We can use two identities: . $\begin{array}{ccc}\sin\theta &=& \sqrt{\dfrac{1-\cos2\theta}{2}} \\ \\[-3mm] \cos\theta &=& \sqrt{\dfrac{1+\cos2\theta}{2}} \end{array}$

So that: . $\begin{array}{ccccccccc}\sin105^o &=& \sqrt{\dfrac{1 - \cos210^o}{2}} &=& \sqrt{\dfrac{1-\left(-\frac{\sqrt{3}}{2}\right)}{2}} &=& \sqrt{\dfrac{2+\sqrt{3}}{4}} &=& \dfrac{\sqrt{2+\sqrt{3}}}{2} \\ \\[-3mm]\sin15^o &=& \sqrt{\dfrac{1-\cos30^o}{2}} &=& \sqrt{\dfrac{1 - \frac{\sqrt{3}}{2}}{4}} &=& \sqrt{\dfrac{2-\sqrt{3}}{4}} &=& \dfrac{\sqrt{2-\sqrt{3}}}{2}\end{array}$

Then: . $\sin105^o - \sin15^o \;=\; \frac{\sqrt{2+\sqrt{3}}}{2} - \frac{\sqrt{2-\sqrt{3}}}{2}$

Note that: . $\begin{array}{ccc}2+\sqrt{3} &=& \dfrac{(\sqrt{3}+1)^2}{2} \\ \\[-3mm]2 - \sqrt{3} &=& \dfrac{(\sqrt{3}-1)^2}{2} \end{array}$

$\text{Therefore: }\;\sin105^o - \sin15^o \;=\;\dfrac{\dfrac{\sqrt{3}+1}{\sqrt{2}} - \dfrac{\sqrt{3}-1}{\sqrt{2}}}{2} \;=\;\frac{1}{\sqrt{2}}$

Very clear explanation.
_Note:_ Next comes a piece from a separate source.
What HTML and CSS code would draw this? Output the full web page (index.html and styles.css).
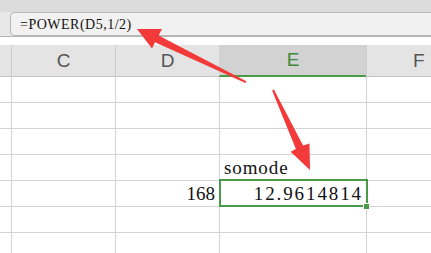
FILE: index.html
```html
<!DOCTYPE html>
<html>
<head>
    <title>Sheet</title>
    <link rel="stylesheet" href="styles.css">
</head>
<body>
    <div class="topbar"></div>

    <div class="formulaBar">
        <div class="formulaBox">=POWER(D5,1/2)</div>
    </div>

    <div class="sheet">
        <div class="colHead stub"></div>
        <div class="colHead">C</div>
        <div class="colHead">D</div>
        <div class="colHead active">E</div>
        <div class="colHead last">F</div>

        <!-- row 1 -->
        <div class="cell stub"></div><div class="cell"></div><div class="cell"></div><div class="cell"></div><div class="cell"></div>
        <!-- row 2 -->
        <div class="cell stub"></div><div class="cell"></div><div class="cell"></div><div class="cell"></div><div class="cell"></div>
        <!-- row 3 -->
        <div class="cell stub"></div><div class="cell"></div><div class="cell"></div><div class="cell"></div><div class="cell"></div>
        <!-- row 4 -->
        <div class="cell stub"></div><div class="cell"></div><div class="cell"></div><div class="cell text">somode</div><div class="cell"></div>
        <!-- row 5 -->
        <div class="cell stub"></div><div class="cell"></div><div class="cell num">168</div><div class="cell num selected">12.9614814<span class="handle"></span></div><div class="cell"></div>
        <!-- row 6 -->
        <div class="cell stub"></div><div class="cell"></div><div class="cell"></div><div class="cell"></div><div class="cell"></div>
        <!-- row 7 -->
        <div class="cell stub"></div><div class="cell"></div><div class="cell"></div><div class="cell"></div><div class="cell"></div>
    </div>

    <svg class="arrows" viewBox="0 0 431 253" width="431" height="253">
        <polygon points="137,29 162,29 158.6,35.4 246.4,81.2 245.4,83 155,42.3 152,48.6" fill="#f23a3a"/>
        <polygon points="310,170 309.5,143.5 303.1,145.6 273.9,89.6 272.1,90.4 295.9,149 290.6,151.8" fill="#f23a3a"/>
    </svg>
</body>
</html>
```

FILE: styles.css
```css
body {
    margin: 0;
    width: 431px;
    height: 253px;
    overflow: hidden;
    background: white;
    position: relative;
}
.topbar {
    height: 13px;
    background: #dcdcdc;
}
.formulaBar {
    height: 24px;
    background: #e8e8e8;
    border-bottom: 1px solid #b4b4b4;
    padding-left: 10px;
}
.formulaBox {
    height: 24px;
    box-sizing: border-box;
    border: 1px solid #b9b9b9;
    border-right: none;
    border-radius: 5px 0 0 5px;
    background: #f1f1f1;
    margin-top: -1px;
    padding-left: 9px;
    font-family: "Liberation Serif", serif;
    font-size: 14px;
    letter-spacing: 0.5px;
    line-height: 23px;
    color: #111;
}
.sheet {
    display: grid;
    grid-template-columns: 11px 104px 104px 147px 65px;
    grid-auto-rows: 26px;
    grid-template-rows: 32px;
    margin-top: 8px;
    overflow: hidden;
    position: relative;
}
.colHead {
    box-sizing: border-box;
    background: #e4e4e4;
    border-left: 1px solid #cdcdcd;
    border-bottom: 1px solid #c6c6c6;
    font-family: "Liberation Sans", sans-serif;
    font-size: 19px;
    color: #555;
    text-align: center;
    line-height: 31px;
}
.colHead.stub {
    border-left: none;
}
.colHead.last {
    text-align: left;
    padding-left: 46px;
}
.colHead.active {
    background: #d2d2d2;
    color: #3a8a3a;
    border-left: 1px solid #d2d2d2;
    border-bottom: 2px solid #4a9a4a;
    line-height: 30px;
}
.cell {
    box-sizing: border-box;
    border-left: 1px solid #d4d4d4;
    border-bottom: 1px solid #d4d4d4;
    font-family: "Liberation Serif", serif;
    font-size: 19px;
    color: #111;
    display: flex;
    align-items: flex-end;
    line-height: 22px;
    padding-bottom: 1px;
}
.cell.stub {
    border-left: none;
}
.cell.text {
    padding-left: 4px;
    letter-spacing: 0.9px;
}
.cell.num {
    justify-content: flex-end;
    padding-right: 4px;
}
.cell.selected {
    position: relative;
    letter-spacing: 1.9px;
    padding-right: 3px;
}
.cell.selected::after {
    content: "";
    position: absolute;
    left: -1px;
    top: -2px;
    right: -2px;
    bottom: -1px;
    border: 2px solid #4a9a4a;
}
.handle {
    position: absolute;
    right: -4px;
    bottom: -4px;
    width: 5px;
    height: 5px;
    background: #4a9a4a;
    border: 1px solid white;
    z-index: 1;
}
.arrows {
    position: absolute;
    left: 0;
    top: 0;
    pointer-events: none;
}
```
Thanks

stapel · #4 $Old$ November 13th, 2009, 08:33 AM

Quote:

Originally Posted by SodaCup $View Post$

Um sorry I still don't get it, how do you find √3 from cosx = -4 and cosx = 1/2?

Check the basic reference angles for the cosine ratio. For what angle value(s) is the cosine equal to 1/2?
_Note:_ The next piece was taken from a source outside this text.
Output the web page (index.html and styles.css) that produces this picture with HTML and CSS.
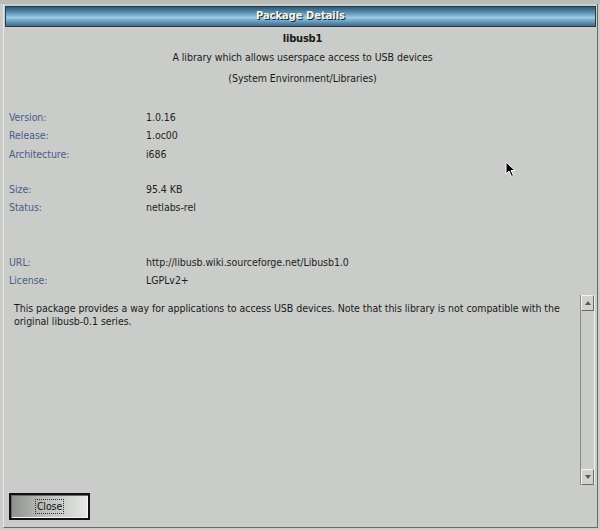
FILE: index.html
```html
<!DOCTYPE html>
<html>
<head>
<meta charset="utf-8">
<link rel="stylesheet" href="styles.css">
</head>
<body>
<div class="screen">
  <div class="topstrip"></div>
  <div class="window">
    <div class="titlebar"><span>Package Details</span></div>
    <div class="content">
      <div class="head">
        <div class="pkgname">libusb1</div>
        <div class="summary">A library which allows userspace access to USB devices</div>
        <div class="group">(System Environment/Libraries)</div>
      </div>
      <div class="props">
        <div class="row"><span class="lbl">Version:</span><span class="val">1.0.16</span></div>
        <div class="row"><span class="lbl">Release:</span><span class="val">1.oc00</span></div>
        <div class="row nudge"><span class="lbl">Architecture:</span><span class="val">i686</span></div>
        <div class="row gap"><span class="lbl">Size:</span><span class="val">95.4 KB</span></div>
        <div class="row"><span class="lbl">Status:</span><span class="val">netlabs-rel</span></div>
        <div class="row gap2"><span class="lbl">URL:</span><span class="val">http://libusb.wiki.sourceforge.net/Libusb1.0</span></div>
        <div class="row"><span class="lbl">License:</span><span class="val">LGPLv2+</span></div>
      </div>
      <div class="descbox">
        <div class="desctext">This package provides a way for applications to access USB devices. Note that this library is not compatible with the original libusb-0.1 series.</div>
        <div class="scrollbar">
          <div class="sbtn up"><svg width="6" height="4" viewBox="0 0 6 4"><path d="M0 4 L3 0 L6 4 Z" fill="#555"/></svg></div>
          <div class="strack"></div>
          <div class="sbtn down"><svg width="6" height="4" viewBox="0 0 6 4"><path d="M0 0 L3 4 L6 0 Z" fill="#555"/></svg></div>
        </div>
      </div>
      <div class="footer">
        <button class="btn"><span class="focus">Close</span></button>
      </div>
    </div>
  </div>
  <svg class="cursor" width="12" height="18" viewBox="0 0 12 18"><path d="M1 1 L1 13 L4 10 L6.5 15.5 L8.5 14.5 L6 9.5 L10 9.5 Z" fill="#000" stroke="#fff" stroke-width="1"/></svg>
</div>
</body>
</html>
```
FILE: styles.css
```css
html, body {
  margin: 0;
  padding: 0;
  background: #c9ccc8;
}
.screen {
  position: relative;
  width: 600px;
  height: 530px;
  overflow: hidden;
  background: #c9ccc8;
  font-family: "DejaVu Sans Condensed", "Liberation Sans Narrow", "Liberation Sans", sans-serif;
  font-size: 10.5px;
  letter-spacing: -0.05px;
  color: #1a1a1a;
  display: flex;
  flex-direction: column;
}
.topstrip {
  height: 4px;
  background: #b9bcb8;
  flex: none;
}
.window {
  flex: 1;
  margin: 0 2px 2px 3px;
  border-left: 1px solid #e8e8e6;
  border-right: 1px solid #6a6a6a;
  border-bottom: 1px solid #6a6a6a;
  display: flex;
  flex-direction: column;
  background: #c9ccc8;
}
.titlebar {
  height: 19px;
  margin: 2px 1px 0 1px;
  border: 1px solid #2a3a48;
  background: linear-gradient(to bottom, #2f5a78 0%, #4a7c9c 20%, #7fb3d2 45%, #9ccbe4 55%, #6c9fc0 75%, #3d6a8a 100%);
  display: flex;
  align-items: center;
  justify-content: center;
}
.titlebar span {
  color: #f4f4e8;
  font-weight: bold;
  font-size: 11px;
  letter-spacing: 0;
  text-shadow: 1px 1px 0 #1a2a38;
  margin-top: -2px;
}
.content {
  flex: 1;
  display: flex;
  flex-direction: column;
  padding: 0 1px 0 5px;
}
.head {
  text-align: center;
  padding-top: 5px;
  display: flex;
  flex-direction: column;
}
.pkgname {
  font-weight: bold;
  font-size: 11px;
  letter-spacing: -0.2px;
  height: 16px;
  line-height: 14px;
}
.summary, .group {
  height: 20px;
  line-height: 20px;
}
.summary {
  margin-top: -1px;
  margin-bottom: 1px;
}
.props {
  padding-top: 20px;
  display: flex;
  flex-direction: column;
}
.row {
  display: flex;
  height: 18px;
  line-height: 18px;
}
.row.nudge { margin-top: 1px; }
.row.gap { margin-top: 17px; }
.row.gap2 { margin-top: 37px; }
.lbl {
  width: 137px;
  color: #4a5b8c;
  flex: none;
}
.val {
  color: #1e1e1e;
}
.descbox {
  margin-top: 6px;
  height: 190px;
  display: flex;
}
.desctext {
  flex: 1;
  padding: 7px 16px 0 5px;
  line-height: 13px;
}
.scrollbar {
  width: 13px;
  margin-right: 1px;
  display: flex;
  flex-direction: column;
  border-left: 1px solid #8a8a8a;
  border-right: 1px solid #f0f0ee;
}
.sbtn {
  height: 14px;
  border: 1px solid;
  border-color: #f2f2f0 #6a6a6a #6a6a6a #f2f2f0;
  background: #cfd2ce;
  display: flex;
  align-items: center;
  justify-content: center;
}
.strack {
  flex: 1;
  background: #c9ccc8;
}
.footer {
  padding: 8px 0 6px 0;
}
.btn {
  width: 81px;
  height: 27px;
  border: 2px solid #111;
  background: linear-gradient(to right, #8e908e 0%, #b9bbb9 40%, #e6e8e6 100%);
  box-shadow: inset 1px 1px 0 #6a6a6a, inset -1px -1px 0 #f4f4f4;
  font-family: inherit;
  font-size: 10.5px;
  letter-spacing: -0.1px;
  color: #111;
  padding: 0;
  display: flex;
  align-items: center;
  justify-content: center;
}
.focus {
  border: 1px dotted #333;
  padding: 0 1px;
  line-height: 13px;
}
.cursor {
  position: absolute;
  left: 505px;
  top: 161px;
}
```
Also, check the properties of the cosine wave. What are the limits on the values of the cosine? Does -4 fall within this interval of values?

SodaCup · #5 $Old$ November 13th, 2009, 09:07 AM

Quote:

Originally Posted by stapel $View Post$

Check the basic reference angles for the cosine ratio. For what angle value(s) is the cosine equal to 1/2?
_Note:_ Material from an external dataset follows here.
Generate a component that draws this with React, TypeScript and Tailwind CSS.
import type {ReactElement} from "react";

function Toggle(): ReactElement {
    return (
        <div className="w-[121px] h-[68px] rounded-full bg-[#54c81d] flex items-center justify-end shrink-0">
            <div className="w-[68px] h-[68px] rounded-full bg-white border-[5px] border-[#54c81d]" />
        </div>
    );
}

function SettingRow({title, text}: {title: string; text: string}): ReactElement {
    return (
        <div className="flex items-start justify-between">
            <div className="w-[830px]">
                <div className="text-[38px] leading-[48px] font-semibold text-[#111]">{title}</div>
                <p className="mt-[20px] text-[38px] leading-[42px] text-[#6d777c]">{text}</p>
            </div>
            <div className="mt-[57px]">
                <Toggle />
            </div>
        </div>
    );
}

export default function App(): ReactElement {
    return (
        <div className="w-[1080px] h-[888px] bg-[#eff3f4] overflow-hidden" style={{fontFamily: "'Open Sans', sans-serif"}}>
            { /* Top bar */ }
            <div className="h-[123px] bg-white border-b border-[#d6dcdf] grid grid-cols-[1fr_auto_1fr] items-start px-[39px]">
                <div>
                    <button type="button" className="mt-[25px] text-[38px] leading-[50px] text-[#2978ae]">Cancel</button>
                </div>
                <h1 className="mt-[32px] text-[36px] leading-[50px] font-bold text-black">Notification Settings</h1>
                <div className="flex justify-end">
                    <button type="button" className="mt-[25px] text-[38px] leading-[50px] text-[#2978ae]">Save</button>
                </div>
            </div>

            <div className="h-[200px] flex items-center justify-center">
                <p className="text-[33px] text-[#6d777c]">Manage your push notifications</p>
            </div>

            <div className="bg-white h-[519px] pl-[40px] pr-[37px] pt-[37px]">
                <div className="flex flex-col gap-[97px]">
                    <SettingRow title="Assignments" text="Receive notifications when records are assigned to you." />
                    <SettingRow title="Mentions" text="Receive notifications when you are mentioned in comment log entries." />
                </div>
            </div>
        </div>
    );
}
Also, check the properties of the cosine wave. What are the limits on the values of the cosine? Does -4 fall within this interval of values?

1/2 = cos 60°
the limit is -2..? right?
I still don't get it, how do you find √3 ??